Given task: From the data that follows, print exactly the lines starting at the one containing "Rebuild this screenshot" and ending at the one containing "const options = ['Pa.s', 'N.s', 'Pa', 'N', 'None'];"; include both of them and nothing more.

Information given:
################

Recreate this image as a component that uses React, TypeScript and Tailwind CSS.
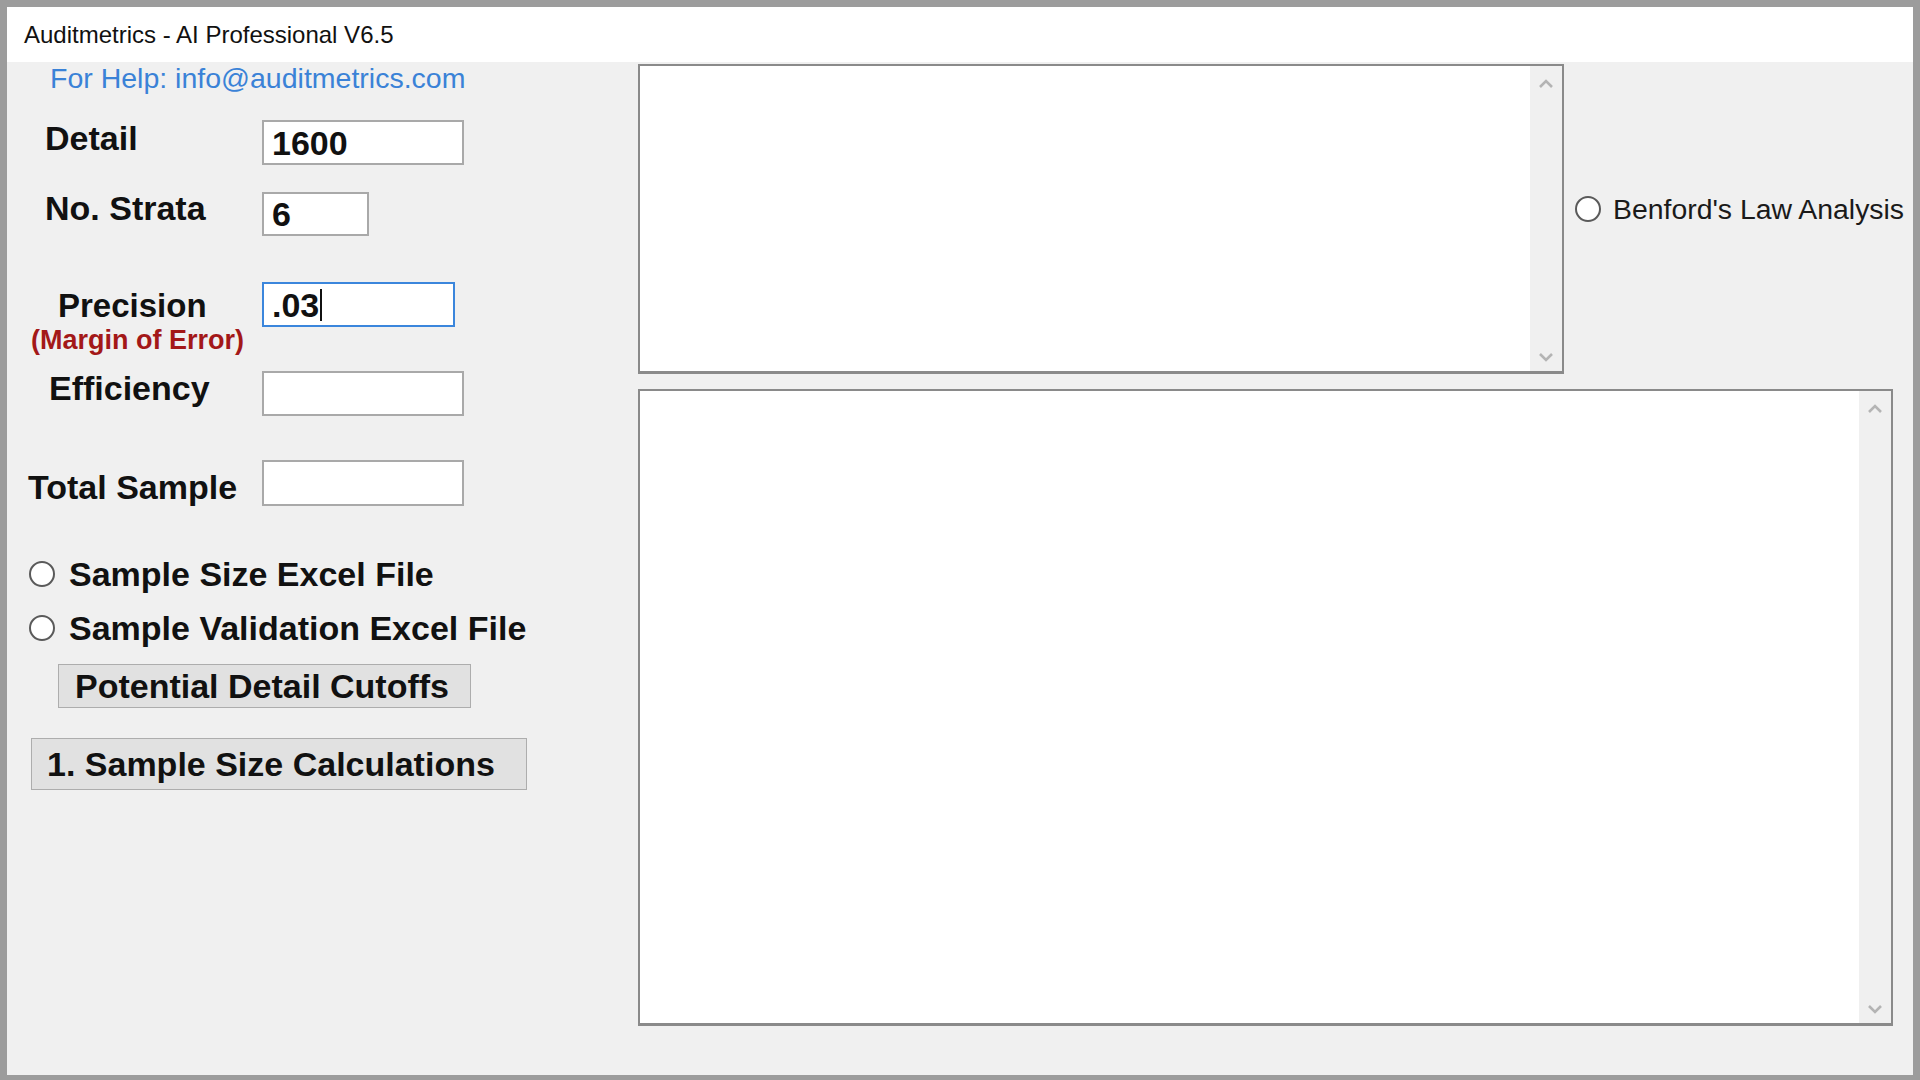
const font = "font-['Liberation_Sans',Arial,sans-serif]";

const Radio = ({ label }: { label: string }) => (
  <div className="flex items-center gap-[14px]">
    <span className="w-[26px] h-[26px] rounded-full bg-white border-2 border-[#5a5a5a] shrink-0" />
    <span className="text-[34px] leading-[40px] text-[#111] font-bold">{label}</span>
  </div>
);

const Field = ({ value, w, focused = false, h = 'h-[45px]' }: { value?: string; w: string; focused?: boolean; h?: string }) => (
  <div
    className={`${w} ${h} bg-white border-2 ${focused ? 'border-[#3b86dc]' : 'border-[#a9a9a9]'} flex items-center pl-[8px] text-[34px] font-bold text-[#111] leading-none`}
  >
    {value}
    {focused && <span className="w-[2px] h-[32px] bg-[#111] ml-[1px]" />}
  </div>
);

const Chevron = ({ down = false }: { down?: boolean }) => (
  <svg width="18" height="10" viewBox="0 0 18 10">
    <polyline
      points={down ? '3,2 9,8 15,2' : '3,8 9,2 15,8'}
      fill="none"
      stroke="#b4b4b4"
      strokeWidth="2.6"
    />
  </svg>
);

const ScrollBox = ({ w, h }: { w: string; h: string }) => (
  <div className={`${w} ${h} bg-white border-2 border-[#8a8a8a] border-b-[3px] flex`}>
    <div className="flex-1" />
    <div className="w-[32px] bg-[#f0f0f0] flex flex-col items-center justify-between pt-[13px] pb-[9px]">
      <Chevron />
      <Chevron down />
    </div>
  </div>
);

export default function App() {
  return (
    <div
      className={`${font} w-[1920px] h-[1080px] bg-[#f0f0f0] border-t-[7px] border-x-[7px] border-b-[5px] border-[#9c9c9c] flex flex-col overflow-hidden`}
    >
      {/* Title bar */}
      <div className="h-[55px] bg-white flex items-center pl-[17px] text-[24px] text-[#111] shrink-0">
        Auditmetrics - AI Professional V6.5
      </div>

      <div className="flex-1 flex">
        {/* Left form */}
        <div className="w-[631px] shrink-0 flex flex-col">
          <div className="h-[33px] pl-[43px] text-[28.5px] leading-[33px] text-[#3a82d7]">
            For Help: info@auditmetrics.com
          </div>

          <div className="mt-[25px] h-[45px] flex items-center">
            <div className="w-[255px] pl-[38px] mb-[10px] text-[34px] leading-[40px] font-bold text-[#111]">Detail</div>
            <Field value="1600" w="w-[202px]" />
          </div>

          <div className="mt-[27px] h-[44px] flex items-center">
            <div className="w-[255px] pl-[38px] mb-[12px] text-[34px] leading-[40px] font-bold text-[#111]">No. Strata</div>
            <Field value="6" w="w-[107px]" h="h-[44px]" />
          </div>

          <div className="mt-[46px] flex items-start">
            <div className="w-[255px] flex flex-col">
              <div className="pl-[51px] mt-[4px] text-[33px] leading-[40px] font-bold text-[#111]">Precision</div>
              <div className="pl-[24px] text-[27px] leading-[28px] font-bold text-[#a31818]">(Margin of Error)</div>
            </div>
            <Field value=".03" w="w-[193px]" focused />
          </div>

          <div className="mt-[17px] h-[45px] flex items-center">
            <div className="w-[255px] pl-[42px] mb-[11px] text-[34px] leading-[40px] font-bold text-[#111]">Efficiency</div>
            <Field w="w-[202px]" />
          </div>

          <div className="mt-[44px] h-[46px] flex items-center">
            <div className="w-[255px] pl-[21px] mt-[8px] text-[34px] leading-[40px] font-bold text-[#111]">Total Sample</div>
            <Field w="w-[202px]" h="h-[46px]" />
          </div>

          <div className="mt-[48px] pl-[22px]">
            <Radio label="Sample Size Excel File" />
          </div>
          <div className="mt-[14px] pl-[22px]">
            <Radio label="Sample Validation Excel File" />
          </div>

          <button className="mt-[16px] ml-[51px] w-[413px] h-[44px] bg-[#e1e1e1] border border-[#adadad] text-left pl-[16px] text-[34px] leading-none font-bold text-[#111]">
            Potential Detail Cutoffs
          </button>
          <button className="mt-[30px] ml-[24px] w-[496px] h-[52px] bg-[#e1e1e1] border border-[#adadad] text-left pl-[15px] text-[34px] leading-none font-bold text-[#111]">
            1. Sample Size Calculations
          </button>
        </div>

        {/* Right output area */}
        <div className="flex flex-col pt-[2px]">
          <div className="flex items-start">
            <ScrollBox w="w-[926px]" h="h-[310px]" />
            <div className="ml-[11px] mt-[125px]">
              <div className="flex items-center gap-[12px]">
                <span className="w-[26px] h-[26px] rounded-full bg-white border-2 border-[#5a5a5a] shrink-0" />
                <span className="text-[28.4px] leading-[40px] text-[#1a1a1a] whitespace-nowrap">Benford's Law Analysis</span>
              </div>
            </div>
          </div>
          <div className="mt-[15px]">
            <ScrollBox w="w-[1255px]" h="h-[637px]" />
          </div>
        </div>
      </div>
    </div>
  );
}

################

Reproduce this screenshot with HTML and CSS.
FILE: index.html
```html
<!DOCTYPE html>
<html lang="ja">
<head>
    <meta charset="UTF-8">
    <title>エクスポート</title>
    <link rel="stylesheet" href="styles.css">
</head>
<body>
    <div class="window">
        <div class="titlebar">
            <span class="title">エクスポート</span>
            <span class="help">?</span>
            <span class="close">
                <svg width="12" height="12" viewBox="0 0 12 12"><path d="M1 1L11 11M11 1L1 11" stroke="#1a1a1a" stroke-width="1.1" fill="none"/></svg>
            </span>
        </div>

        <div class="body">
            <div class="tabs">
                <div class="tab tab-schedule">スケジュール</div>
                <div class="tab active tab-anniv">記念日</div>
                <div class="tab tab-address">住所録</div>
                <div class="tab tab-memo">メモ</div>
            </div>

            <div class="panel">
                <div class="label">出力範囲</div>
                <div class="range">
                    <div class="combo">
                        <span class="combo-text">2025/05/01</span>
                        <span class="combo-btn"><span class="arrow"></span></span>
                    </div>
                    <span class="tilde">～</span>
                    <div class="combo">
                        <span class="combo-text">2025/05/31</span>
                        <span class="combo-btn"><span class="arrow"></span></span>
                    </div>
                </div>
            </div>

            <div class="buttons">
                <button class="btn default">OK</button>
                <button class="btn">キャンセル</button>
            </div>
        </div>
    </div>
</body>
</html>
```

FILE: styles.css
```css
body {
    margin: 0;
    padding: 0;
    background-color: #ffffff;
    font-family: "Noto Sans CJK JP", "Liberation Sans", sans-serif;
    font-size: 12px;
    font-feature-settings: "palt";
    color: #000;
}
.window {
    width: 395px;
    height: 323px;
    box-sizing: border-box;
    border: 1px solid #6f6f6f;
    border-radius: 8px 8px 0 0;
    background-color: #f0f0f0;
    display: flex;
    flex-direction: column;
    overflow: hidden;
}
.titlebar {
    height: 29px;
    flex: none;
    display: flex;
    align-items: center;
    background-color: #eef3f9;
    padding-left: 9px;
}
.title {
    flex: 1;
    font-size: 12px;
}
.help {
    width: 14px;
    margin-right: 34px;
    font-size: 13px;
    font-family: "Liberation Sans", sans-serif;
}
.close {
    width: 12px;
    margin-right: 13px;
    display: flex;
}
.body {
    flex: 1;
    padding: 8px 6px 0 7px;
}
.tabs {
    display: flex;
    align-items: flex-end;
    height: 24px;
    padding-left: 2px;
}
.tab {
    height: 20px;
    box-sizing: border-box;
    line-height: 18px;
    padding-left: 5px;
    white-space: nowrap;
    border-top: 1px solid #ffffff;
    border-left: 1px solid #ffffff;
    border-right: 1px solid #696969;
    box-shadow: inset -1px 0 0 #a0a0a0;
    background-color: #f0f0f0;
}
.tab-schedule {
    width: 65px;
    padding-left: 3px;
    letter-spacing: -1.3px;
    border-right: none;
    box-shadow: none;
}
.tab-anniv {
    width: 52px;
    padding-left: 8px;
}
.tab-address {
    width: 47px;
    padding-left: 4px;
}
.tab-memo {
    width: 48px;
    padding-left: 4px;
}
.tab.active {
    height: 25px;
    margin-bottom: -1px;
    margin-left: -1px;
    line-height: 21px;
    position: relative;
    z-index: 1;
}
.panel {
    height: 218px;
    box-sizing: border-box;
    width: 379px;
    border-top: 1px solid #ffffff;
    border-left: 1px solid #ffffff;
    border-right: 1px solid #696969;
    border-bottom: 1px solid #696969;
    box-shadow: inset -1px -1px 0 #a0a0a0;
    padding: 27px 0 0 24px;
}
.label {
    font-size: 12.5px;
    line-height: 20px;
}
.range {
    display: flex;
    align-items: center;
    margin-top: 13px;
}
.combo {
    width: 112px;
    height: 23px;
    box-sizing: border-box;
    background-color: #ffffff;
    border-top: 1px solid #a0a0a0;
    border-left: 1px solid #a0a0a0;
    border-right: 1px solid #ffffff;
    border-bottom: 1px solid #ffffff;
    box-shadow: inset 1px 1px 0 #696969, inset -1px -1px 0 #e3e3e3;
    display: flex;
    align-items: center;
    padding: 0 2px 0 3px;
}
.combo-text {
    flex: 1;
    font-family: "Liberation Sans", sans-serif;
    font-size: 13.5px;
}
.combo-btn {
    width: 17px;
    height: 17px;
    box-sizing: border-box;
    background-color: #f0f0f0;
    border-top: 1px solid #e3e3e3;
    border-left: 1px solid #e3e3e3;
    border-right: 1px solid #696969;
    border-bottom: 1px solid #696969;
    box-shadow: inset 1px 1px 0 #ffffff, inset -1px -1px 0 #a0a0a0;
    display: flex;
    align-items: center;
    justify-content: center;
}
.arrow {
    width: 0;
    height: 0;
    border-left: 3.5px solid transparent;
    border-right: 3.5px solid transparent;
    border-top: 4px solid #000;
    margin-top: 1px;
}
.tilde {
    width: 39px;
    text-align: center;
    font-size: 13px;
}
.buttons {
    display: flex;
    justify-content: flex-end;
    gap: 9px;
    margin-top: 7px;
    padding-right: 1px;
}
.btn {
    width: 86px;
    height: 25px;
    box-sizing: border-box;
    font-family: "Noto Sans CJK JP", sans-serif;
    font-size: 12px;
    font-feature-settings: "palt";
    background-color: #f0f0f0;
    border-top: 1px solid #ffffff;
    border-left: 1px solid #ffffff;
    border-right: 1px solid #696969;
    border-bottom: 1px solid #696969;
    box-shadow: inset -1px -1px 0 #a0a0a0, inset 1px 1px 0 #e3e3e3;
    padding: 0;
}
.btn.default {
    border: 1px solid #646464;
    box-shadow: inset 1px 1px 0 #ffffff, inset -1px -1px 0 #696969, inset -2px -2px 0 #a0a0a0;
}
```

################

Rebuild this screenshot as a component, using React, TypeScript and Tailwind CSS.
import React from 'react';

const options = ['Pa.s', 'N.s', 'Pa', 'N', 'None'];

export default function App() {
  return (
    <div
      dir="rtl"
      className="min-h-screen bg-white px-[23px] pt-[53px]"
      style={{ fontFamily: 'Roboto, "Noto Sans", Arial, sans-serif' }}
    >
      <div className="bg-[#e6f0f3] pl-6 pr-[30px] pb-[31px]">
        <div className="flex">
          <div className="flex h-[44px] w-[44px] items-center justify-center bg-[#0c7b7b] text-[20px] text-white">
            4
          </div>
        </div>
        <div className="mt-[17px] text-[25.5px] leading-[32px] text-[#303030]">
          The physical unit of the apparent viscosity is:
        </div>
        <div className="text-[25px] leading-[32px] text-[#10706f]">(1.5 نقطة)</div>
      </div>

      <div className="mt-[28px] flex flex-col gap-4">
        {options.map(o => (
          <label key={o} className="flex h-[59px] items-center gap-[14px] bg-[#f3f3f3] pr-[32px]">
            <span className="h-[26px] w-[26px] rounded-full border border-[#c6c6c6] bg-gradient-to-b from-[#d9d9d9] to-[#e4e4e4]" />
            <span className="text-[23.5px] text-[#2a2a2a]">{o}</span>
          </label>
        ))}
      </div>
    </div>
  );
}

################

The reply:
Rebuild this screenshot as a component, using React, TypeScript and Tailwind CSS.
import React from 'react';

const options = ['Pa.s', 'N.s', 'Pa', 'N', 'None'];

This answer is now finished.